Burlington Northern & Santa Fe Railway Co. v. White
Headline: Workplace retaliation protections are broadened: Court allows retaliation claims for harms beyond job duties and adopts an objective “materially adverse” standard, making it easier for complaining employees to challenge deterrent employer actions.
Holding:
- Lets employees sue over retaliation outside the workplace if it deters complaints.
- Allows reassignment or unpaid suspension to be unlawful if materially adverse to a reasonable worker.

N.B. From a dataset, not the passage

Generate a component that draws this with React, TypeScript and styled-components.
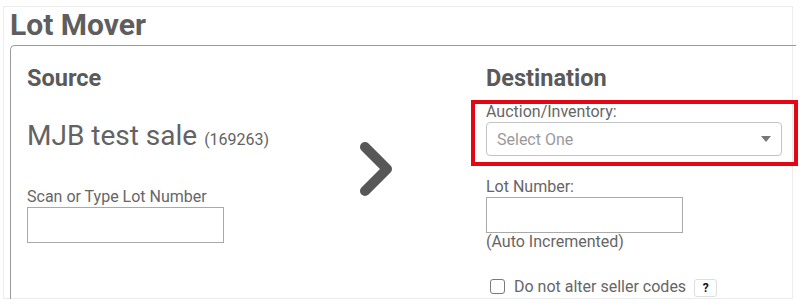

- Prevents employers from avoiding liability by later reinstating pay.
Summary
Background
Sheila White, the only woman in her railroad maintenance crew, operated a forklift until she complained that a supervisor made sexist remarks. After an internal investigation disciplined the supervisor, White was reassigned from the cleaner forklift job to harder track labor tasks. She filed EEOC complaints and later was suspended for 37 days without pay for alleged insubordination; Burlington later found she was not insubordinate, reinstated her, and paid backpay. White sued under the anti-retaliation part of the Civil Rights Act and a jury awarded her $43,500 in compensatory damages.
Reasoning
The Court addressed whether retaliation protection is limited to actions that affect job terms and whether the harm must be severe. The majority held the anti-retaliation rule is broader than the workplace-only discrimination rule because Congress used different words and sought to prevent interference with enforcement of the law. The Court adopted an objective “materially adverse” test: the action must be serious enough that it might dissuade a reasonable worker from complaining. The Court said context matters and petty slights are not covered. Applying that test, the Court found enough evidence for a jury to conclude the reassignment and the 37-day unpaid suspension were materially adverse and affirmed the verdict.
Real world impact
The decision lets workers challenge a wider range of employer conduct — including job reassignments and suspensions — if those actions could deter complaints. Employers cannot avoid liability simply by later restoring pay. The ruling resolves a federal split and will affect employees and workplaces nationwide.
Dissents or concurrances
Justice Alito agreed with the outcome here but argued the law should be limited to employment-related actions and would apply a materially adverse employment-action test.